Aim: Every line that contains the word "index" should be copied out.

Collected data:
=====

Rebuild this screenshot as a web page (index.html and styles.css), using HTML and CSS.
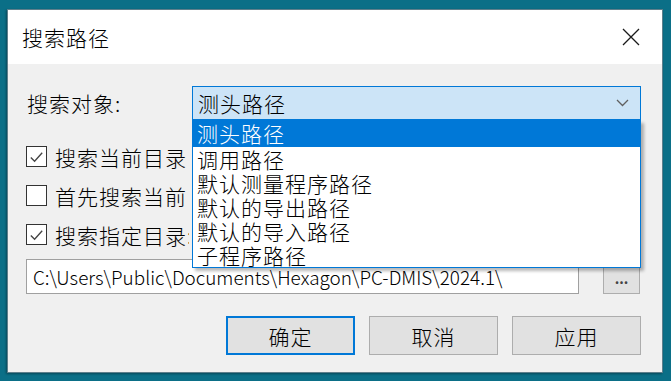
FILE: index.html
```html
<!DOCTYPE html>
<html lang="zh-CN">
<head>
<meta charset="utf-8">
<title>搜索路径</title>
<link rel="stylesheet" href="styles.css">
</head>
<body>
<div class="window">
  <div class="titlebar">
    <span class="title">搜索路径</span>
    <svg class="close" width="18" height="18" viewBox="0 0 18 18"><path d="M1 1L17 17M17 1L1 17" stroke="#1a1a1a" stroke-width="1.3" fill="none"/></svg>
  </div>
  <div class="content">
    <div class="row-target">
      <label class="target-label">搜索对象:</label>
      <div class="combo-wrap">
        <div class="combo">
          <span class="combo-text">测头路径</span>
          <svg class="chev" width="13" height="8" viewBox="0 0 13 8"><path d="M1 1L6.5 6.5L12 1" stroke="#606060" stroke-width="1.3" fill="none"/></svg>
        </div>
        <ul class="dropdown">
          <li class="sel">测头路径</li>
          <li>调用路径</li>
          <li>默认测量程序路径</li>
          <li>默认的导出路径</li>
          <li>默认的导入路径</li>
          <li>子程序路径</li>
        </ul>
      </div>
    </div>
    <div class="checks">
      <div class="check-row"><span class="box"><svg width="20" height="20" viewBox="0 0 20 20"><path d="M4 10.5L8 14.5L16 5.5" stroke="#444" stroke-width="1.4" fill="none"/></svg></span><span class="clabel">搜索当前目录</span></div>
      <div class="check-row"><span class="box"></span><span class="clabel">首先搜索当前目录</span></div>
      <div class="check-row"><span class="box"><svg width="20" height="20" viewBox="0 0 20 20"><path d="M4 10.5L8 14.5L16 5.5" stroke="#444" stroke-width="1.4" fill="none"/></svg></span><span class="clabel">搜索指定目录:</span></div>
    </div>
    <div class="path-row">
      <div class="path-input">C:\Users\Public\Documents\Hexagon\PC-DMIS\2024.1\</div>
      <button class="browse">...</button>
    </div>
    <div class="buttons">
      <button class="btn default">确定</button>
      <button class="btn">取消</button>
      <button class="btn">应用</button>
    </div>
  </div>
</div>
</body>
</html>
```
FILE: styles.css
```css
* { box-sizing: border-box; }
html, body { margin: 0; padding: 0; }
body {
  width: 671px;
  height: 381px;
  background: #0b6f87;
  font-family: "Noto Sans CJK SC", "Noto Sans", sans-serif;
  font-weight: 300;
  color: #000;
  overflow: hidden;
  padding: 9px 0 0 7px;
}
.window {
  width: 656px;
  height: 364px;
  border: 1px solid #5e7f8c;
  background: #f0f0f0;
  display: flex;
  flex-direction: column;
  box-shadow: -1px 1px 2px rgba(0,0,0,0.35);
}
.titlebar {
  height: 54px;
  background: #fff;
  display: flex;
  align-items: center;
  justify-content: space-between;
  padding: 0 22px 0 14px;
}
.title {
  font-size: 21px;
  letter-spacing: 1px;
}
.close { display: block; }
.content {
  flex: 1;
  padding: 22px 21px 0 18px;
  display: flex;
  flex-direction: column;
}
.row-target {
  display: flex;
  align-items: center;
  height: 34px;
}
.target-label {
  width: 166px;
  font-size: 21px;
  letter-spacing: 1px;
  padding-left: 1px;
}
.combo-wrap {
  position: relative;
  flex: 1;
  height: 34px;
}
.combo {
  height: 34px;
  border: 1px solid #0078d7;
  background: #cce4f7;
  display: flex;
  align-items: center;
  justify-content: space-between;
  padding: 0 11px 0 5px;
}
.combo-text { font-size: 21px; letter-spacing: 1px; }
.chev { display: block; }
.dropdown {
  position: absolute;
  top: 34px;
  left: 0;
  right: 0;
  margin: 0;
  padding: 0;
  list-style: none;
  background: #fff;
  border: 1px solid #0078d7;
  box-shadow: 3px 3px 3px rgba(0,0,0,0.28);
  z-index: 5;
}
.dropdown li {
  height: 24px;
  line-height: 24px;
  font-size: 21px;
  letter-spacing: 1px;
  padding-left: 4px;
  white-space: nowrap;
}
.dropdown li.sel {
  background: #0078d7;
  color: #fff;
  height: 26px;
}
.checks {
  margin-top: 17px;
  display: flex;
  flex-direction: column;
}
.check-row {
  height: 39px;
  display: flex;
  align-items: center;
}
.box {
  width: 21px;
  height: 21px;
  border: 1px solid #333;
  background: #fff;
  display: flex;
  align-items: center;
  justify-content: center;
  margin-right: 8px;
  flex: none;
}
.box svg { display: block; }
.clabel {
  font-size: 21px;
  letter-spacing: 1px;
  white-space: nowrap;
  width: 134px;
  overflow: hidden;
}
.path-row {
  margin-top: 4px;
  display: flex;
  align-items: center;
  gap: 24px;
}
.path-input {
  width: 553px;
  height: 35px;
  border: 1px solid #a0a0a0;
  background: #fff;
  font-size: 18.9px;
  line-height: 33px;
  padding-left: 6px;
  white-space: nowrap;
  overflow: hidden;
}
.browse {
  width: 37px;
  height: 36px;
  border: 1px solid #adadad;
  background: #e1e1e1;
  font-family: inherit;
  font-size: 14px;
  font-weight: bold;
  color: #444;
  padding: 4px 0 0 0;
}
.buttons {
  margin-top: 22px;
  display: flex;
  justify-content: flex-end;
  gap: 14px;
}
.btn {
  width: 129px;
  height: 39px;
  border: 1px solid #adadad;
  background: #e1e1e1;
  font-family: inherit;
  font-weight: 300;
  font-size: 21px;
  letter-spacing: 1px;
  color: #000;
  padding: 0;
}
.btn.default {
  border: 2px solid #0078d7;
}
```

=====

Solution to this problem:
Rebuild this screenshot as a web page (index.html and styles.css), using HTML and CSS.
FILE: index.html
  z-index: 5;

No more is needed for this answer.